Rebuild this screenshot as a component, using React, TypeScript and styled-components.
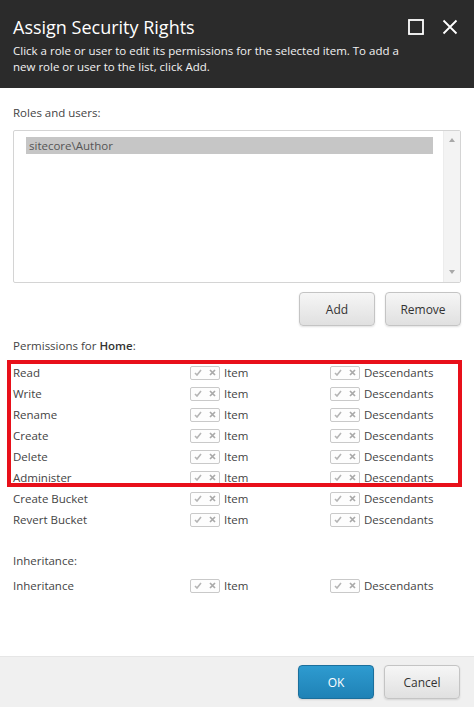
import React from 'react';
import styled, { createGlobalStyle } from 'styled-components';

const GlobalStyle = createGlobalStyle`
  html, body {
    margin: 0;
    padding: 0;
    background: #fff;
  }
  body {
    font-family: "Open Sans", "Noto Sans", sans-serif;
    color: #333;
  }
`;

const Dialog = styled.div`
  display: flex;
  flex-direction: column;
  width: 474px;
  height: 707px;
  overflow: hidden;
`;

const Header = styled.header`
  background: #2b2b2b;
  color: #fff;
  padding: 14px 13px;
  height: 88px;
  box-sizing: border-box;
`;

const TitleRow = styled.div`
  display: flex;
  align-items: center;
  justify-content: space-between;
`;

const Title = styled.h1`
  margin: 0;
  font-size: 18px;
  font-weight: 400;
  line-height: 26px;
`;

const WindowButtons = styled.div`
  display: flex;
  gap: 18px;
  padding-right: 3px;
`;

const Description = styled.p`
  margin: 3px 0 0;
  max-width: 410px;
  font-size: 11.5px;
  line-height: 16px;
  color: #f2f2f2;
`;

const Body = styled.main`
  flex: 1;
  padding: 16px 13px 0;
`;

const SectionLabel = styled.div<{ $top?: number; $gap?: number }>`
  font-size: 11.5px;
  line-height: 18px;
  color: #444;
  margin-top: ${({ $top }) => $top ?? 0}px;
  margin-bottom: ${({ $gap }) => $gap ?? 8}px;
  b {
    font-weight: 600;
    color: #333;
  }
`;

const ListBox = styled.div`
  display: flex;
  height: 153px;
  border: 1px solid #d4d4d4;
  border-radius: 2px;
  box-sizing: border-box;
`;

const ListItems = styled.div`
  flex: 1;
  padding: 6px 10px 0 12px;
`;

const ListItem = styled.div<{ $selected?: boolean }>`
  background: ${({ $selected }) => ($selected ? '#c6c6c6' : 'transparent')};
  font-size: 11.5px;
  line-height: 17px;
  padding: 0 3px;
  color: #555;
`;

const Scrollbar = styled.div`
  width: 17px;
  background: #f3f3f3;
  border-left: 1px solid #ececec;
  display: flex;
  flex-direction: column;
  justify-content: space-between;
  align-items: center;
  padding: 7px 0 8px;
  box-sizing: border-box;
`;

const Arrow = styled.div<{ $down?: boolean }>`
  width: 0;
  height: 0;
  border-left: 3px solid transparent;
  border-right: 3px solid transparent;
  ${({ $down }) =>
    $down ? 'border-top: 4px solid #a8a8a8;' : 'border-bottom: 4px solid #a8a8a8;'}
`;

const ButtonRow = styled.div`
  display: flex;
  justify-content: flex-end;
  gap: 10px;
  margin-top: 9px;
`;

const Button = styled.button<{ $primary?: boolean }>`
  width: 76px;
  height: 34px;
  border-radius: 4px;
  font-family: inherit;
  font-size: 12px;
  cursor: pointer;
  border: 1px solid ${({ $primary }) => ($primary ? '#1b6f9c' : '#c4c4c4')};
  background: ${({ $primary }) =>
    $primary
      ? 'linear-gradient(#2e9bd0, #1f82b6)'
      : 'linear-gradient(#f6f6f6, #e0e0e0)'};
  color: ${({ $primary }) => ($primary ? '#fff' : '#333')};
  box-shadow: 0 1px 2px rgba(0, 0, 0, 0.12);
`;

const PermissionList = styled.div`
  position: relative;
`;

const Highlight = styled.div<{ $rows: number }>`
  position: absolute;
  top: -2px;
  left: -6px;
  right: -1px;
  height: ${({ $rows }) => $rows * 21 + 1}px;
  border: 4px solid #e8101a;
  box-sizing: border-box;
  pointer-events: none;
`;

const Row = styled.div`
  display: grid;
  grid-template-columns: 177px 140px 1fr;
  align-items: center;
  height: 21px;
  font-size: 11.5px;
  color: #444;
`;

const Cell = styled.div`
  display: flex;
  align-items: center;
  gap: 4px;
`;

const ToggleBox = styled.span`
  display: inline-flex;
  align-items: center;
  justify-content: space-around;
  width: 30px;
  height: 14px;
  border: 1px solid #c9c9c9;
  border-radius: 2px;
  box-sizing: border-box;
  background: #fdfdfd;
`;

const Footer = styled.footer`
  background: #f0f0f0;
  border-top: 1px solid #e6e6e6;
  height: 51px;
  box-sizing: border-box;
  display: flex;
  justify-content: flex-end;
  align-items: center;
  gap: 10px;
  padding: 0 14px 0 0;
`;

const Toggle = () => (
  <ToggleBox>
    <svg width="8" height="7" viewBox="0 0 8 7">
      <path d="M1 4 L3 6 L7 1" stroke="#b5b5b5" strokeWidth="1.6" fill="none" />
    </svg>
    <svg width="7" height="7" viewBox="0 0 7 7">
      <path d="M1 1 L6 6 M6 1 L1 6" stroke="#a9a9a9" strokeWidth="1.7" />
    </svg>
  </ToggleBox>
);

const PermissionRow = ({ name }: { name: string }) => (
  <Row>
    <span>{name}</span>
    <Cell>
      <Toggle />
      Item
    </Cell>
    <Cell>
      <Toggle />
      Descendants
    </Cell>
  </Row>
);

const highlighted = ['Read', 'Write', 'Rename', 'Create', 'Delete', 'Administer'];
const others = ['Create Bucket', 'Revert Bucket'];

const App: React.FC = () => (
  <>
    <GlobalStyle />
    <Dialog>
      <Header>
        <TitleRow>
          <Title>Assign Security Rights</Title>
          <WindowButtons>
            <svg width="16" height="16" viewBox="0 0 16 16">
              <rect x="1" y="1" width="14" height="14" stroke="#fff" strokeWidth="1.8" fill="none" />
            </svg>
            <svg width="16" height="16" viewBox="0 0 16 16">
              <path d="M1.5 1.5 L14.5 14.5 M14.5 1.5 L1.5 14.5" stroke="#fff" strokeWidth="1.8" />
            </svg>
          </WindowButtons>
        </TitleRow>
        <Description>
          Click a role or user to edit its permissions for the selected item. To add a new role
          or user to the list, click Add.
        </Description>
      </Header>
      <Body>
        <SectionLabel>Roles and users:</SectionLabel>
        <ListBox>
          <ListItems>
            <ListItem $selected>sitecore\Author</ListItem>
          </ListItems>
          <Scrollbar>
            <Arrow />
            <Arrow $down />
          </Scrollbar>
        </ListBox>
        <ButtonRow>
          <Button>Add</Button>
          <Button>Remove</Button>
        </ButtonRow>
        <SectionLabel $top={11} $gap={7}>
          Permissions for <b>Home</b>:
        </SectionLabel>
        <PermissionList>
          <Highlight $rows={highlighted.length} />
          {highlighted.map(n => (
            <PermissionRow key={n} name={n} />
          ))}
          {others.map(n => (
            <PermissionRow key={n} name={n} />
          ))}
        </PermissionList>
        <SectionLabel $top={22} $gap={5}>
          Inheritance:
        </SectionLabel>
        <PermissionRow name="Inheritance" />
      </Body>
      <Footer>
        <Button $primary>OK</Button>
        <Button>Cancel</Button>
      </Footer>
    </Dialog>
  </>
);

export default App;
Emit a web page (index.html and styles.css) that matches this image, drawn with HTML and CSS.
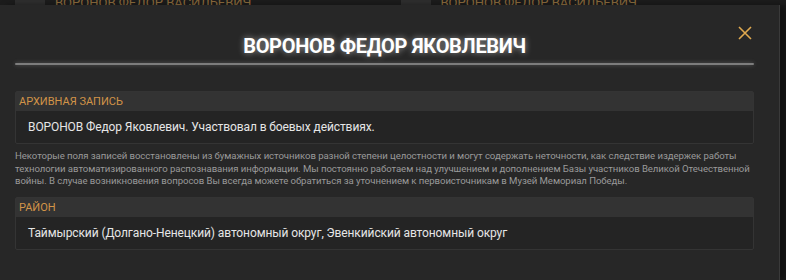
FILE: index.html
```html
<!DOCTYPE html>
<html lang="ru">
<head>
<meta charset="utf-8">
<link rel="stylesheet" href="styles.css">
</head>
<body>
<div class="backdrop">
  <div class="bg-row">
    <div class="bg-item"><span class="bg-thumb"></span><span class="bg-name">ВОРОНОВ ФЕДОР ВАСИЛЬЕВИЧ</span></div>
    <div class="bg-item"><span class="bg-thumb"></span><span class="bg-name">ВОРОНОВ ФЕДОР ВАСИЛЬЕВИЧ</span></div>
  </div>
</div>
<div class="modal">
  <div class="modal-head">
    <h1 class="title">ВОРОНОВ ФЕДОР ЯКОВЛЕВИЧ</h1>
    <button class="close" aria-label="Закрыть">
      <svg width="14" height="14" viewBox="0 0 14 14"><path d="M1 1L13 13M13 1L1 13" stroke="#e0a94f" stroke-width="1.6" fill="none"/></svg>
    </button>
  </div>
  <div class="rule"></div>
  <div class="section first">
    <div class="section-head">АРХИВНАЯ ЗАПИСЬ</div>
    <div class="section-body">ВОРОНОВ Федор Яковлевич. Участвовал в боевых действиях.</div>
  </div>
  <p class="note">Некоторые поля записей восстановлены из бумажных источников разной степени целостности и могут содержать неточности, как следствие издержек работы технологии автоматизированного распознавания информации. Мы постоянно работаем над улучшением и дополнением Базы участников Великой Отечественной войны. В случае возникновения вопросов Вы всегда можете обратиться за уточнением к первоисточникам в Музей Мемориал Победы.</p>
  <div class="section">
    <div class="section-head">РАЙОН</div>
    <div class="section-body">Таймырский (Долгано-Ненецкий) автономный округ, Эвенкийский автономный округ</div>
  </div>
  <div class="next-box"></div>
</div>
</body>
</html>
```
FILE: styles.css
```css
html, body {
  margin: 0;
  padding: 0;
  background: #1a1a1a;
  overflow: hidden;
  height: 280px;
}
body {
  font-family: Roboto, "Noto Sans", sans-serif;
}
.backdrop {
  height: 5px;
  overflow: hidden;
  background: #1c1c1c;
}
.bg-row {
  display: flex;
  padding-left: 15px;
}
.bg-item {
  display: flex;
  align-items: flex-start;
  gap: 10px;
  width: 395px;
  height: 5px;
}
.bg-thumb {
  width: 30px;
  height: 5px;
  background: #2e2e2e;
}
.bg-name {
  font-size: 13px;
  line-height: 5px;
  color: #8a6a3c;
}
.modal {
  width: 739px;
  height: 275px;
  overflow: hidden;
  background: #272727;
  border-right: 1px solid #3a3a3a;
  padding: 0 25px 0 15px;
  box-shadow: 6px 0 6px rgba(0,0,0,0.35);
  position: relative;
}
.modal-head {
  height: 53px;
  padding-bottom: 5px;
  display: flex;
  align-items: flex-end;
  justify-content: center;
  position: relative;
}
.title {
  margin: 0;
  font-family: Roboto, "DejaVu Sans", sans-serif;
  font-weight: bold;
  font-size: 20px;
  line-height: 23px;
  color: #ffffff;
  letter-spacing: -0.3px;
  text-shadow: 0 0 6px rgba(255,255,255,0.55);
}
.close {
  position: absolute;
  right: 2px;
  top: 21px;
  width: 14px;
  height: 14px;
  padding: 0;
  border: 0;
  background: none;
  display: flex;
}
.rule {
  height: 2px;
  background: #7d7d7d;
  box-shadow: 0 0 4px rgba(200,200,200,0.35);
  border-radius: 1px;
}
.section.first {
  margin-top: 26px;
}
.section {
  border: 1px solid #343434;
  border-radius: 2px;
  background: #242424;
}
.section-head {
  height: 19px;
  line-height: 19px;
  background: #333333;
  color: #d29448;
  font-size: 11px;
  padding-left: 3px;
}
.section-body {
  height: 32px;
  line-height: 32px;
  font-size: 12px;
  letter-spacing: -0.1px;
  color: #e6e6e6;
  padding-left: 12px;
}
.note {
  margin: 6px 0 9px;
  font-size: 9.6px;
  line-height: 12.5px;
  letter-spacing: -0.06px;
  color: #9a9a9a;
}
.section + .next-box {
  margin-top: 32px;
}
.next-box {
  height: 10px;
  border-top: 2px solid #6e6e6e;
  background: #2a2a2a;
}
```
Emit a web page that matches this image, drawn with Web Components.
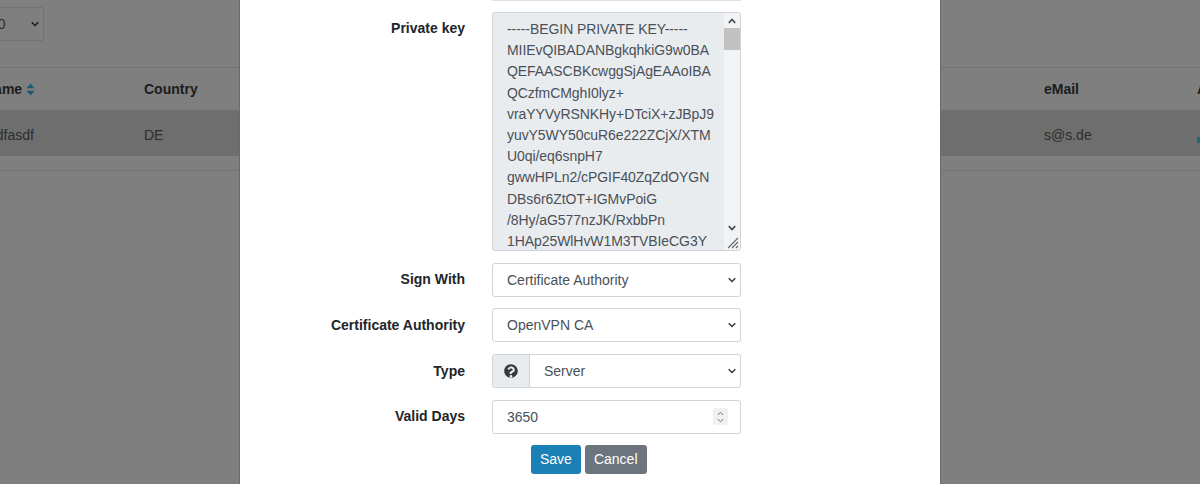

Request
Determine how many lines above contain "matches" as a word or string. Give the number alone.

Output of the exercise
2